Des lipides polaires issus du lait aux effets potentiellement bénéfiques pour réduire le risque cardiovasculaire : vers une meilleure valorisation du babeurre
Des lipides polaires de différentes sources tels que les lécithines de soja et d’œuf, riches en phospholipides, sont largement utilisés comme émulsifiants et texturants dans l’industrie alimentaire. En revanche les lipides polaires issus du lait, présents sous forme de membrane des globules gras du lait, qui contiennent de surcroît des sphingolipides (lipides bioactifs d’intérêt), sont peu utilisés. Le babeurre et le sérum de beurre représentent des sources intéressantes à valoriser en raison de leur forte teneur en lipides polaires laitiers (respectivement 1,2 g/L et 9 g/L environ). Cependant, les teneurs obtenues dans les ingrédients en poudre par les procédés classiques de concentration sont aujourd’hui inférieures à 20% et les alternatives pour produire des fractions fortement enrichies en lipides polaires ont généralement recours à l’addition de produits chimiques et/ou à l’extraction aux solvants.
De la valorisation d’un coproduit en ingrédients enrichis en lipides polaires laitiers…
Dans le cadre du projet ANR VALOBAB, une équipe de recherche pluridisciplinaire a analysé finement la composition en lipides polaires de babeurres et de sérums de beurre, montrant leur teneur concentrée en une grande variété d’espèces moléculaires de sphingomyéline et autres sphingolipides (Bourlieu et al., 2018).

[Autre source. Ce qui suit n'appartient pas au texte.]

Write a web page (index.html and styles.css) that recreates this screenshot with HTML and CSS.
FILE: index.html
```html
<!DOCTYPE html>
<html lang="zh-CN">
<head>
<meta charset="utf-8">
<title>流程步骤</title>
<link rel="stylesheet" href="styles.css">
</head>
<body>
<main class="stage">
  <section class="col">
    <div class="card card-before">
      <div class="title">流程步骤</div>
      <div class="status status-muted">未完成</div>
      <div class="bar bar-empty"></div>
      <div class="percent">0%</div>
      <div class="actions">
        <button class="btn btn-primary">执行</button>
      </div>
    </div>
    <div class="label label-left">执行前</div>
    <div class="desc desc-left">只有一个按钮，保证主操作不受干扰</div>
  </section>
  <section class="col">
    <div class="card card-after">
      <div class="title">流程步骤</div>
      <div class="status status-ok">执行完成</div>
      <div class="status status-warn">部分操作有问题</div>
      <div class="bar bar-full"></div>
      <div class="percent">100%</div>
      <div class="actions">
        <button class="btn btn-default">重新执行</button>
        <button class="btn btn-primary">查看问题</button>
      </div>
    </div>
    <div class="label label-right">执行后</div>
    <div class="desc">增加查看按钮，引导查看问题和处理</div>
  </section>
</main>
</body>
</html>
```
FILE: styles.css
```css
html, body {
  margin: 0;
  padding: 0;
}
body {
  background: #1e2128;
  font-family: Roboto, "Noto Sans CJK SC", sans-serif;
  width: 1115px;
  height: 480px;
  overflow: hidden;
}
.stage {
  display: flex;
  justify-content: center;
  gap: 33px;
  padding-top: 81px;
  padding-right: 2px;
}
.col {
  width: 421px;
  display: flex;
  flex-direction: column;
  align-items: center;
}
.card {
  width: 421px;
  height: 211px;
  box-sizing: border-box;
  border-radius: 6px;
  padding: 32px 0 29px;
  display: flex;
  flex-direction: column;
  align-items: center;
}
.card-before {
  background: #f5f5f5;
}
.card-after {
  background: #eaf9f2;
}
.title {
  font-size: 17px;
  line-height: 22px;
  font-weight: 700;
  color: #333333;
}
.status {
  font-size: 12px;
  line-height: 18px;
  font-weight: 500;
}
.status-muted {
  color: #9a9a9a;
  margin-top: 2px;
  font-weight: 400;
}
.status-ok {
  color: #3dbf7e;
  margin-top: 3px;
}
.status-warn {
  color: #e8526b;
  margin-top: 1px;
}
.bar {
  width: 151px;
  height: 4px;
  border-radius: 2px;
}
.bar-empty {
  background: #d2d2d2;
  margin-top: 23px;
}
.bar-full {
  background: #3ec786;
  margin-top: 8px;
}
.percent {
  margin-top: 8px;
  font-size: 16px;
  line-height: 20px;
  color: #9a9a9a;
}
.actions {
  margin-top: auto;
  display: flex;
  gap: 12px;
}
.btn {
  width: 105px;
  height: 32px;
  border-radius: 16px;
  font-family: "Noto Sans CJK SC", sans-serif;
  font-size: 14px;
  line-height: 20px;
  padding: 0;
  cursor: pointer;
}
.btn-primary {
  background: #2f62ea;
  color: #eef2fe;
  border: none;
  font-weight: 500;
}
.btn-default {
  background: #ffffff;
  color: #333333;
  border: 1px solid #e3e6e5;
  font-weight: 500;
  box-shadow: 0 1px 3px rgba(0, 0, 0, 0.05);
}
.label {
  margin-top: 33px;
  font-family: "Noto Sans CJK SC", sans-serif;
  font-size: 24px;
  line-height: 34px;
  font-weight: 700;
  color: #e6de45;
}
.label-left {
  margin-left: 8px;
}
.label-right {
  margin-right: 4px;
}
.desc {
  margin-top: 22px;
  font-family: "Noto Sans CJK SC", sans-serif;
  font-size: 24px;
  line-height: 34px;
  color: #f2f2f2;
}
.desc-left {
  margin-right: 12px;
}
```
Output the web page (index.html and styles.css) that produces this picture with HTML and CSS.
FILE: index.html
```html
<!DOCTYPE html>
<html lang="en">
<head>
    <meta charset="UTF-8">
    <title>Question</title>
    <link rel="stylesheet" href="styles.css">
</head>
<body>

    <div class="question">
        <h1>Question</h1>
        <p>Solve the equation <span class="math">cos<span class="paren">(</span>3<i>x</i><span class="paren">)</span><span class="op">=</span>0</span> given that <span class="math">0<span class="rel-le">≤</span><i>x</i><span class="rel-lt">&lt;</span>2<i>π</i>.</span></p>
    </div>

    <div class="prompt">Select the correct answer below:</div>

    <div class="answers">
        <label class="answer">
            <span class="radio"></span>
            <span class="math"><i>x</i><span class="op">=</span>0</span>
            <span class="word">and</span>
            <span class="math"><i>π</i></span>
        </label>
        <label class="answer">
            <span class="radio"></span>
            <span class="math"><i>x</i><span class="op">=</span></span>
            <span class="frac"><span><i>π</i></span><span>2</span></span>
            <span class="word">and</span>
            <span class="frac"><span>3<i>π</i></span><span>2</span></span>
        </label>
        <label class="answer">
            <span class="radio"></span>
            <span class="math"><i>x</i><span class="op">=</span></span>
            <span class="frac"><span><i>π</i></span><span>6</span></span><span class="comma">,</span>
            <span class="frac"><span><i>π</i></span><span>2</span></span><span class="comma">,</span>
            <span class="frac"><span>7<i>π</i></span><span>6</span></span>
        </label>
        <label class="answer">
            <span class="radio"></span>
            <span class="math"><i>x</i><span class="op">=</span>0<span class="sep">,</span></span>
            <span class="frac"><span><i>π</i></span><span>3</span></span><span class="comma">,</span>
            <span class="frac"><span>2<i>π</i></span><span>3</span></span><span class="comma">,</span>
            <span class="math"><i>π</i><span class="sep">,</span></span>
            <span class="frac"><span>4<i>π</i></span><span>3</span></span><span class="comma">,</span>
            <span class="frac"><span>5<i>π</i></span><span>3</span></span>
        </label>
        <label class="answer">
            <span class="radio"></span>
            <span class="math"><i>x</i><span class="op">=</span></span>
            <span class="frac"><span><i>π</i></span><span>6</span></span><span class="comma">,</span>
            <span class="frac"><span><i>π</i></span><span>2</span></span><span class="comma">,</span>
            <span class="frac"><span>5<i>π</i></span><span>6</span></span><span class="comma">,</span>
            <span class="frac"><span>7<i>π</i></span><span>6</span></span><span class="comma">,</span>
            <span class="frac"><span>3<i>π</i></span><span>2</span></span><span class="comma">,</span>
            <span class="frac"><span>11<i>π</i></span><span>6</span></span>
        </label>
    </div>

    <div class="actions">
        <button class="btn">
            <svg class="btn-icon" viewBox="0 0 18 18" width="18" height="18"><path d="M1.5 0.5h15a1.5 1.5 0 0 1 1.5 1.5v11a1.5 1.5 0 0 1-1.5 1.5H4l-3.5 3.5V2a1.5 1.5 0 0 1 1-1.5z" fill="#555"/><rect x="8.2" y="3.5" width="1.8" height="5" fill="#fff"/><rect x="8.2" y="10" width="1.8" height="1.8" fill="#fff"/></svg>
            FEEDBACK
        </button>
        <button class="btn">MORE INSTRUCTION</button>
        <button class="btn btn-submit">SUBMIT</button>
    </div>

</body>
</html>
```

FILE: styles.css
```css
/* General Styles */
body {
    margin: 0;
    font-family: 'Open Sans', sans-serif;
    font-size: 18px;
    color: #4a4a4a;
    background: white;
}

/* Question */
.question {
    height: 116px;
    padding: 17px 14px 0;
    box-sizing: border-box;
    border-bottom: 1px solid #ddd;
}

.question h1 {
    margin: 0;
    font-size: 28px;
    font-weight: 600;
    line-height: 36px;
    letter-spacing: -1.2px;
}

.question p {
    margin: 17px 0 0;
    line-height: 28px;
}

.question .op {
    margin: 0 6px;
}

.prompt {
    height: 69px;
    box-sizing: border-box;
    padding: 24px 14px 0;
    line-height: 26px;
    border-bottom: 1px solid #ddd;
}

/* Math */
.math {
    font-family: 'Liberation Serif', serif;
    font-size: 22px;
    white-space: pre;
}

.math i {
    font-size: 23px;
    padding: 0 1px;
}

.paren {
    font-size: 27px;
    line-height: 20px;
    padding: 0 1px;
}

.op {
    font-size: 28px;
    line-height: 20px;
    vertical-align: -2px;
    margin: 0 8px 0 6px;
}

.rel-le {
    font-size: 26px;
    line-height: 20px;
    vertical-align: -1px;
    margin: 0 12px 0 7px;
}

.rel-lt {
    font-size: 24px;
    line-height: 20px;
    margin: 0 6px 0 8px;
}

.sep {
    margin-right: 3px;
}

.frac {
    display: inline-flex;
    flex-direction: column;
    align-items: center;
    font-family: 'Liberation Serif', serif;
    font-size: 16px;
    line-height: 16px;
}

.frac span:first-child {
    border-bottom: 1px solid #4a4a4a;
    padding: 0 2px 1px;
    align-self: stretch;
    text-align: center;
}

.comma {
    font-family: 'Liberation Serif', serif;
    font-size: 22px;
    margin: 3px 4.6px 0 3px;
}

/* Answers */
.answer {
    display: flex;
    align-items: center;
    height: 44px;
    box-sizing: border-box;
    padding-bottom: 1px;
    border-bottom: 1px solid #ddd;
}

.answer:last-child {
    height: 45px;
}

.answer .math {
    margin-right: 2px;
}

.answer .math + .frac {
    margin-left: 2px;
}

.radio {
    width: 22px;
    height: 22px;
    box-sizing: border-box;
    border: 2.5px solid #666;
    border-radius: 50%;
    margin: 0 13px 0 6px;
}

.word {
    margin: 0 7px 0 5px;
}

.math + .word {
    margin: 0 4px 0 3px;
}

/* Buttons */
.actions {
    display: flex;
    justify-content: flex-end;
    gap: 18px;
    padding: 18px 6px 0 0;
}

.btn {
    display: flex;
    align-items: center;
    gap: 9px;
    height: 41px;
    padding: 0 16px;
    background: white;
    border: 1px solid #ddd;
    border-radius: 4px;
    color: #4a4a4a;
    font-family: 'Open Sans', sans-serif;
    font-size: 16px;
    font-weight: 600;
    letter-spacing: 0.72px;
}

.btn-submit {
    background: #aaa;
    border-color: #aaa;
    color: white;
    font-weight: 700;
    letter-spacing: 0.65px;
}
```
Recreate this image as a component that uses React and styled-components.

Un procédé technologique basé sur des opérations de séparation par membranes a été développé et transféré avec succès à une échelle semi-industrielle, pour produire un ingrédient fortement enrichi en lipides polaires laitiers (plus de 30%) à partir du sérum de beurre (Gassi et al., 2016). Les scientifiques ont également proposé plusieurs conditions opératoires de l’étape de coagulation afin de valoriser les co-fractions.
… A l’évaluation de leurs propriétés fonctionnelles dans les aliments
Ces ingrédients enrichis présentent-ils alors des propriétés intéressantes pour l’alimentation (texture, propriétés sensorielles, etc.) au regard d’autres ingrédients ? Pour évaluer leur intérêt fonctionnel dans les aliments, des tests de capacités moussantes et d’émulsification ont notamment été menés à travers différents produits. Les ingrédients obtenus ont démontré d’excellentes capacités émulsifiantes (Lopez et al. 2017). De plus, les chercheurs ont validé leur capacité d’utilisation dans du beurre allégé, avec de meilleures performances qu’avec l’émulsifiant classique à base de mono- et diglycérides d’acides gras (Revue Laitière Française, 2017), et des fromages à tartiner.
Quels sont les effets d’une consommation d’aliments enrichis en lipides polaires laitiers ?
Les chercheurs du projet ont également étudié les effets des lipides polaires laitiers sur le métabolisme lipidique et le microbiote intestinal chez l’humain, dans un contexte de prévention des maladies métaboliques d’origine nutritionnelle. Une étude clinique a été menée auprès de 58 femmes ménopausées et en surpoids, une population à risque cardiométabolique élevé. Les scientifiques ont étudié l’impact d’une consommation quotidienne pendant 28 jours de fromages à tartiner à 13% de matière grasse, soit non enrichis (contrôle), soit enrichis en lipides polaires laitiers à une teneur de 3g ou 5g. Il s’agit de doses très supérieures à la teneur naturelle en lipides polaires de fromages à tartiner classiques, qui contiennent environ 100 à 500 mg pour 100g d’un produit à 13% de matière grasse le restant étant constitué de triglycérides principalement. Une réduction significative des taux de cholestérol LDL, de triglycérides et d’autres indicateurs importants de perturbations métaboliques a été observée dans ces travaux publiés dans la revue Gut en mars 2020.
Ils ont également étudié chez ces mêmes volontaires, l’impact de cette intervention à base de lipides polaires laitiers sur les concentrations de certains types de sphingomyélines et céramides dans le sang : de nouveaux marqueurs importants du risque cardiovasculaire. Une diminution des espèces pro-athérogènes des sphingomyélines et céramides a été observée, qui était même corrélée à la diminution du cholestérol. Ces travaux sont publiés dans la revue JCI Insight du 24 mai 2021.
Ces recherches contribuent à une meilleure connaissance et à une maîtrise accrue des propriétés des lipides polaires laitiers dans les aliments. Ces travaux permettent aussi de valoriser les atouts nutritionnels du babeurre et des sérums de beurre, en offrant des possibilités de diversification des ingrédients fonctionnels utilisés dans les aliments par une alternative d’origine naturelle à d’autres additifs émulsifiants.